According to letters attached to the complaints, Sony and Universal argue that they or their predecessor labels commissioned the sound recordings as works made for hire. Universal's contracts with the musicians state that they “shall be our employees for hire and all such master recordings shall be works made for hire under the United States Copyright Law.”

Further, the labels point out that Section 101 of the Copyright Act explicitly defines works made for hire as including “a work specially ordered or commissioned for use as a contribution to a collective work” or “a compilation.”

“The sound recordings were specially commissioned for use in compilations, i.e., long-playing record albums,” states UMG's May 31, 2018, letter to Waite signed by Cowan Liebowitz & Latman counsel Thomas Kjellberg. It demands that Waite cease and desist from publishing music from his 1982 album “Ignition” on Spotify and other digital services.

Fakler generally represents digital music services such as Sirius XM Radio and isn't involved in the class actions, though he's upfront about his general disdain for the recording industry.
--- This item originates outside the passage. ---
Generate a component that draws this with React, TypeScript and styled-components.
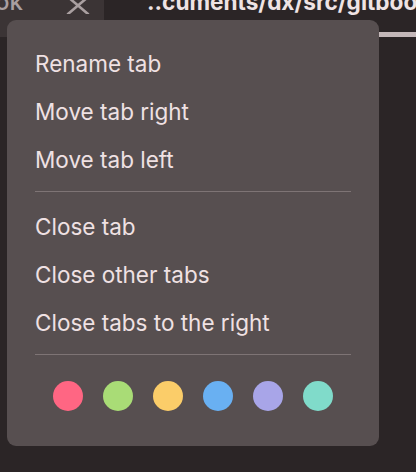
import React from "react";
import styled, { createGlobalStyle } from "styled-components";

const Global = createGlobalStyle`
  html, body { margin: 0; padding: 0; background: #2b2526; }
  body { font-family: Inter, "Noto Sans", sans-serif; -webkit-font-smoothing: antialiased; }
`;

const Screen = styled.div`
  position: relative;
  width: 416px;
  height: 472px;
  overflow: hidden;
  background: #2b2526;
`;

const TopBar = styled.div`
  display: flex;
  height: 37px;
  align-items: stretch;
`;

const Tab = styled.div`
  display: flex;
  align-items: flex-start;
  width: 104px;
  flex: none;
  background: #3b3435;
  overflow: hidden;
`;

const TabLabel = styled.span`
  margin-left: -5px;
  margin-top: -13px;
  font-size: 24px;
  line-height: 30px;
  color: #a99fa0;
  font-weight: 500;
`;

const TabClose = styled.svg`
  margin-left: 43px;
  margin-top: -3px;
  flex: none;
`;

const TitleArea = styled.div`
  flex: 1;
  display: flex;
  flex-direction: column;
  justify-content: space-between;
  overflow: hidden;
`;

const PathText = styled.div`
  margin-left: 43px;
  margin-top: -12px;
  font-size: 22.6px;
  line-height: 28px;
  font-weight: 700;
  color: #efe3e4;
  white-space: nowrap;
`;

const Indicator = styled.div`
  height: 5px;
  background: #c4b8b9;
`;

const Menu = styled.div`
  position: absolute;
  left: 7px;
  top: 20px;
  width: 372px;
  box-sizing: border-box;
  padding: 19px 28px 35px;
  background: #574f50;
  border-radius: 9px;
  display: flex;
  flex-direction: column;
`;

const Item = styled.div`
  height: 48px;
  display: flex;
  align-items: center;
  font-size: 22.5px;
  color: #efe1e3;
`;

const Separator = styled.div`
  height: 1px;
  background: #7e7475;
  margin: 8px 0 10px;
`;

const DotRow = styled.div`
  display: flex;
  justify-content: center;
  gap: 20px;
  padding-top: 16px;
`;

const Dot = styled.div<{ $color: string }>`
  width: 30px;
  height: 30px;
  border-radius: 50%;
  background: ${(p) => p.$color};
`;

const groups = [
  ["Rename tab", "Move tab right", "Move tab left"],
  ["Close tab", "Close other tabs", "Close tabs to the right"],
];

const colors = ["#ff6683", "#a9dc76", "#fbcd69", "#69b0f2", "#a8a5e8", "#80dbca"];

export default function App() {
  return (
    <Screen>
      <Global />
      <TopBar>
        <Tab>
          <TabLabel>ok</TabLabel>
          <TabClose width="24" height="17" viewBox="0 0 24 17">
            <path d="M2 0 L22 17 M22 0 L2 17" stroke="#a99fa0" strokeWidth="2.6" strokeLinecap="round" />
          </TabClose>
        </Tab>
        <TitleArea>
          <PathText>..cuments/dx/src/gitbook</PathText>
          <Indicator />
        </TitleArea>
      </TopBar>
      <Menu>
        {groups.map((g, i) => (
          <React.Fragment key={i}>
            {g.map((label) => (
              <Item key={label}>{label}</Item>
            ))}
            <Separator />
          </React.Fragment>
        ))}
        <DotRow>
          {colors.map((c) => (
            <Dot key={c} $color={c} />
          ))}
        </DotRow>
      </Menu>
    </Screen>
  );
}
He describes the industry's 1999 lobbying as an effort to “screw over the artists in advance.” The subsequent withdrawal of the provision ought to dispose of the work-made-for-hire argument, he says.

Nor can the labels rely on contractual provisions to supersede the artists' termination rights. Section 203 expressly says that “termination of the grant may be effected notwithstanding any agreement to the contrary,” he notes.

The “compilation” exception applies only to the selection and arrangement of works, Fakler says. It might apply if a publisher had commissioned individual artists to contribute tracks to, for example, a Jimi Hendrix tribute album. It would not apply to an ordinary collection of songs that make up a music album.

So why is the issue only being litigated now, five years after Section 203 began kicking in for sound recordings?

It's because the major music publishers have negotiated new deals with their superstars, Fakler says. “They're the only ones who can afford to take on the recording industry,” he says, though the class action might change that. “I'm sort of surprised and disappointed that the litigation hadn't started before now,” he said.